In 2015, former Trinamool Rajya Sabha member Mithun Chakraborty had returned the money he had received from Saradha. Chakraborty returned over Rs 1.19 crore to the ED through a bank draft.

The ED had summoned Roy for questioning, but she didn’t turn up.

(Source: The Telegraph)

Also Read: How Ex-Kolkata Top Cop Rajeev Kumar Got Embroiled in Ponzi Schemes

4. Elderly Couple Brutally Killed In Bansdroni Home

A middle-class locality in Bansdroni woke up to the murder of a septuagenarian couple, who had been staying in the area since the 1970s, on Tuesday morning. Cops suspect the killers were after the cash the couple kept in their two-storeyed house but are also probing a property angle after the housemaid said they got threat calls from a developer.

A plumber and a male attendant were the first to see the bodies of 78-year-old Dilip Mukherjee and his 71-year-old wife, Swapna. The latter’s body was lying on the landing, throttled with a rope. Dilip’s lifeless body was kept on a chair in the bedroom, a towel stuffed in his mouth. A pillow lying next to the body could have been used to smother him, cops said. The couple did not have children, cops said, and so it was not clear who would inherit the five-cottah plot with the house, the only old two-storeyed property in a neighbourhood chock-a-block with apartment buildings.

(Source: The Times Of India)

5. Property Owners Can Apply Online For Mutation

The Kolkata Municipal Corporation was set to start a facility, under which property owners could apply online for mutation, announced deputy mayor Atin Ghosh on Tuesday.

He made this announcement in response to a query by RSP councillor Debasish Mukherjee on long pending mutation cases at KMC borough offices.

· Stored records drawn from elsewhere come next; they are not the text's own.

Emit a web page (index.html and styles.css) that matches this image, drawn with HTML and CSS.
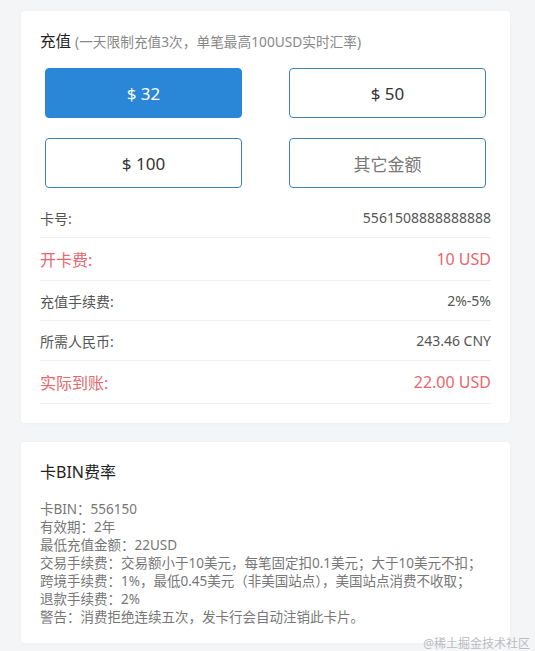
FILE: index.html
```html
<!DOCTYPE html>
<html lang="zh-CN">
<head>
<meta charset="utf-8" />
<title>充值</title>
<link rel="stylesheet" href="styles.css">
</head>
<body>
	<div class="card">
		<h3 class="card-title">充值 <span class="tip">(一天限制充值3次，单笔最高100USD实时汇率)</span></h3>
		<ul class="amounts">
			<li class="amount active">$ 32</li>
			<li class="amount">$ 50</li>
			<li class="amount">$ 100</li>
			<li class="amount other">其它金额</li>
		</ul>
		<ul class="info">
			<li class="info-row"><span>卡号:</span><span>5561508888888888</span></li>
			<li class="info-row red"><span>开卡费:</span><span>10 USD</span></li>
			<li class="info-row"><span>充值手续费:</span><span>2%-5%</span></li>
			<li class="info-row"><span>所需人民币:</span><span>243.46 CNY</span></li>
			<li class="info-row red"><span>实际到账:</span><span>22.00 USD</span></li>
		</ul>
	</div>

	<div class="card">
		<h3 class="card-title big">卡BIN费率</h3>
		<div class="rate">
			<p>卡BIN：556150</p>
			<p>有效期：2年</p>
			<p>最低充值金额：22USD</p>
			<p>交易手续费：交易额小于10美元，每笔固定扣0.1美元；大于10美元不扣；</p>
			<p>跨境手续费：1%，最低0.45美元（非美国站点），美国站点消费不收取；</p>
			<p>退款手续费：2%</p>
			<p>警告：消费拒绝连续五次，发卡行会自动注销此卡片。</p>
		</div>
	</div>

	<div class="watermark">@稀土掘金技术社区</div>
</body>
</html>
```

FILE: styles.css
```css
* {
	box-sizing:border-box;
}
body {
	margin:0;
	padding:11px 25px 9px 21px;
	background:#f3f5f7;
	font-family:"Noto Sans", "Noto Sans CJK SC", sans-serif;
	color:#333;
	position:relative;
	min-height:651px;
}
ul {
	list-style:none;
	margin:0;
	padding:0;
}
p {
	margin:0;
}
.card {
	background:#fff;
	border-radius:4px;
	padding:20px 19px 19px 19px;
	box-shadow:0 0 4px rgba(0,0,0,0.03);
}
.card + .card {
	margin-top:19px;
	padding-bottom:17px;
}
.card-title {
	margin:0;
	font-size:15.5px;
	font-weight:normal;
	line-height:20px;
	color:#222;
}
.card-title.big {
	font-size:16px;
}
.tip {
	font-size:13.7px;
	color:#888;
}
.amounts {
	display:grid;
	grid-template-columns:1fr 1fr;
	column-gap:47px;
	row-gap:20px;
	padding:0 5px;
	margin-top:16px;
}
.amount {
	height:50px;
	border:1px solid #3b82bd;
	border-radius:4px;
	display:flex;
	align-items:center;
	justify-content:center;
	font-size:17px;
	color:#333;
}
.amount.active {
	background:#2a86d6;
	border-color:#2a86d6;
	color:#fff;
}
.amount.other {
	color:#777;
}
.info {
	margin-top:10px;
}
.info-row {
	height:40px;
	display:flex;
	justify-content:space-between;
	align-items:center;
	border-bottom:1px solid #f1f2f4;
	font-size:14px;
	color:#555;
}
.info-row.red {
	height:43px;
	font-size:16px;
	color:#e8666c;
}
.rate {
	margin-top:18px;
	font-size:13.5px;
	line-height:18px;
	color:#777;
}
.watermark {
	position:absolute;
	right:5px;
	bottom:1px;
	font-size:12px;
	line-height:14px;
	color:#b9bcc0;
}
```
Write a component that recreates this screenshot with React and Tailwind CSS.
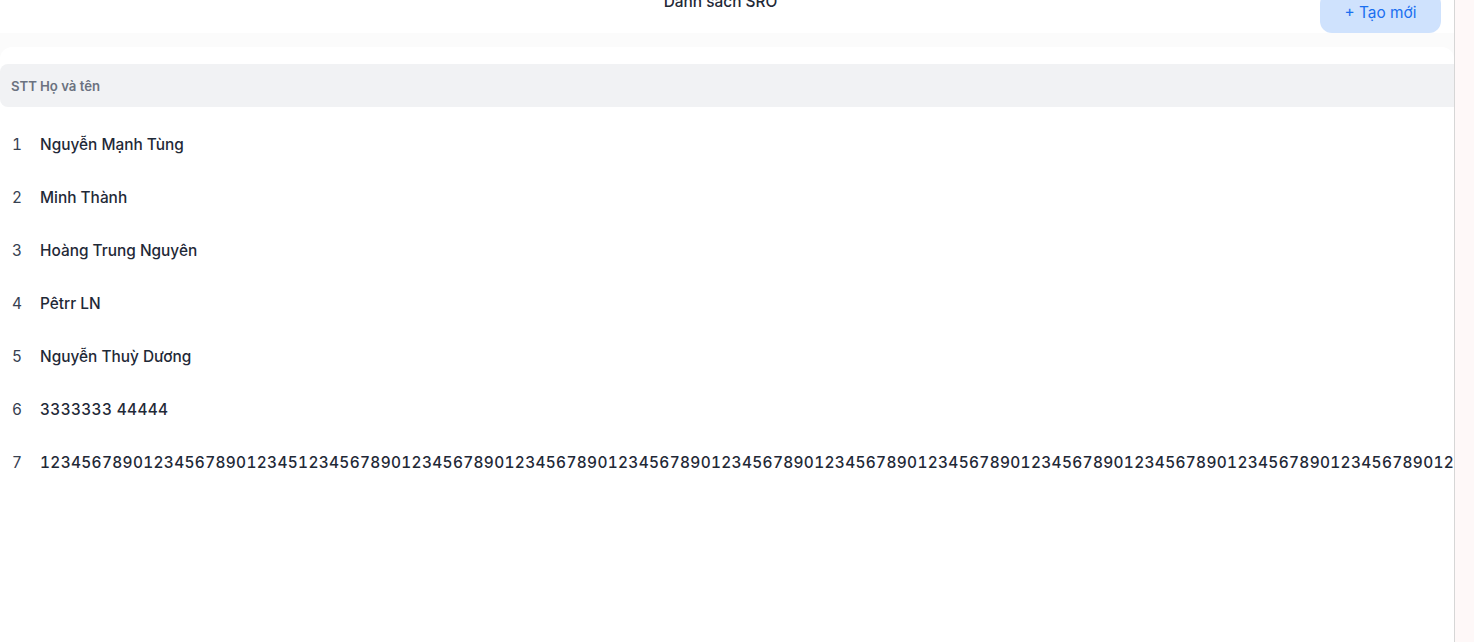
const rows = [
  'Nguyễn Mạnh Tùng',
  'Minh Thành',
  'Hoàng Trung Nguyên',
  'Pêtrr LN',
  'Nguyễn Thuỳ Dương',
  '3333333 44444',
  '123456789012345678901234512345678901234567890123456789012345678901234567890123456789012345678901234567890123456789012345678901234567890123456789012345678901234567890',
];

const App = () => {
  return (
    <div className="flex h-[642px] w-full overflow-hidden bg-white font-['Inter',sans-serif] text-[#1f2937]">
      <main className="flex min-w-0 flex-1 flex-col overflow-hidden">
        {/* Top bar */}
        <div className="-mt-[7px] flex h-[40px] shrink-0 bg-white pr-[13px]">
          <div className="w-[121px]" />
          <h1 className="-mt-[3px] flex-1 text-center text-[15.4px] font-medium leading-6">Danh sách SRO</h1>
          <button className="-mt-[1px] h-[41px] w-[121px] rounded-xl bg-[#cfe2fd] text-[15.4px] text-[#1a6ff0]">+ Tạo mới</button>
        </div>

        <div className="flex-1 bg-[#fbfbfb] pt-[14px]">
          <div className="h-full rounded-t-xl bg-white pt-[17px]">
            <div className="w-[2400px]">
              {/* Header */}
              <div className="flex h-[43px] items-center rounded-lg bg-[#f1f2f4] pt-[2px] text-[13.2px] font-semibold text-[#6b7280]">
                <div className="w-[40px] pl-[11px]">STT</div>
                <div>Họ và tên</div>
              </div>

              {/* Rows */}
              <div className="mt-[11px]">
                {rows.map((name, i) => (
                  <div key={i} className="flex h-[53px] items-center text-[15.4px] tabular-nums">
                    <div className="w-[40px] pl-[12px] text-[#374151]">{i + 1}</div>
                    <div className={i >= 5 ? 'font-medium tracking-[0.35px]' : 'font-medium'}>{name}</div>
                  </div>
                ))}
              </div>
            </div>
          </div>
        </div>
      </main>

      {/* Side panel edge */}
      <aside className="w-[20px] shrink-0 border-l border-[#d6d6d6] bg-[#fef8f8]" />
    </div>
  );
};

export default App;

Ghosh, who is also in charge of the KMC revenue department, said the KMC assessment department officials would track the applications and a timeline would be given within which the mutation process would be complete. The exercise, according to Ghosh, aimed at sparing property owners unnecessary delay. He pointed out the simplified process would nudge more property owners to get their mutation done and that, in turn, would fetch the KMC revenue.